The distinction between moving along the curve and shifting the curve is one of the most common sources of confusion in introductory economics. A change in the price level, all else equal, moves you along the existing curve. A change in anything else moves the entire curve to a new position.

Limitations of the Model

The aggregate demand curve is a useful teaching tool, but treating it as a precise forecasting instrument is a mistake. Several real-world complications weaken the effects it describes.

The wealth effect, for instance, is probably smaller than textbooks suggest. Much of what Americans “own” is illiquid. Your home may have appreciated by $100,000, but you cannot easily spend that gain at the grocery store. Stock market gains are similarly unrealized for most people until they sell. Critics have pointed out that factors like employment trends, tax changes, and household expenses drive consumer spending far more powerfully than shifts in asset values. There is even a chicken-and-egg debate: some economists argue that increased spending drives asset appreciation, not the other way around.

The interest rate effect assumes that investment and consumer borrowing respond predictably to rate changes. During deep recessions, however, interest rates can fall close to zero and still fail to stimulate much new borrowing, a situation economists call a liquidity trap. If businesses are pessimistic enough about future demand, even free money will not convince them to build a new factory.

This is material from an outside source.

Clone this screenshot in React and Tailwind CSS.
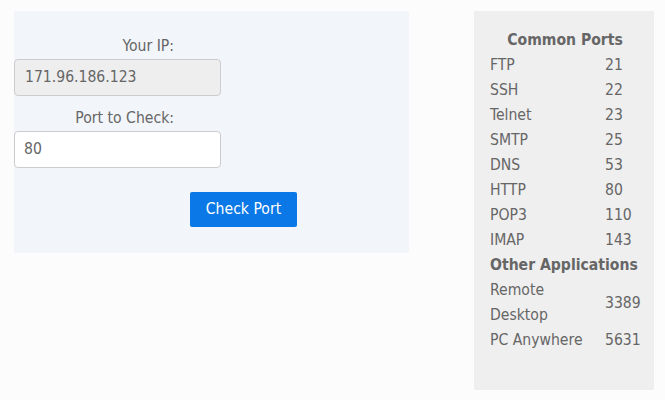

The net exports effect depends on exchange rates and foreign demand responding quickly and proportionally to domestic price changes. In practice, trade flows are sticky. Long-term contracts, supply chain relationships, and trade agreements all slow the adjustment process. Tariffs and trade barriers can further distort the channel.

None of this means the model is useless. It clarifies the logical connections between prices, wealth, interest rates, trade, and total spending. But the assumptions that make it clean on a whiteboard are the same assumptions that make it imprecise in the real world. Knowing where the model simplifies is just as important as knowing what it predicts.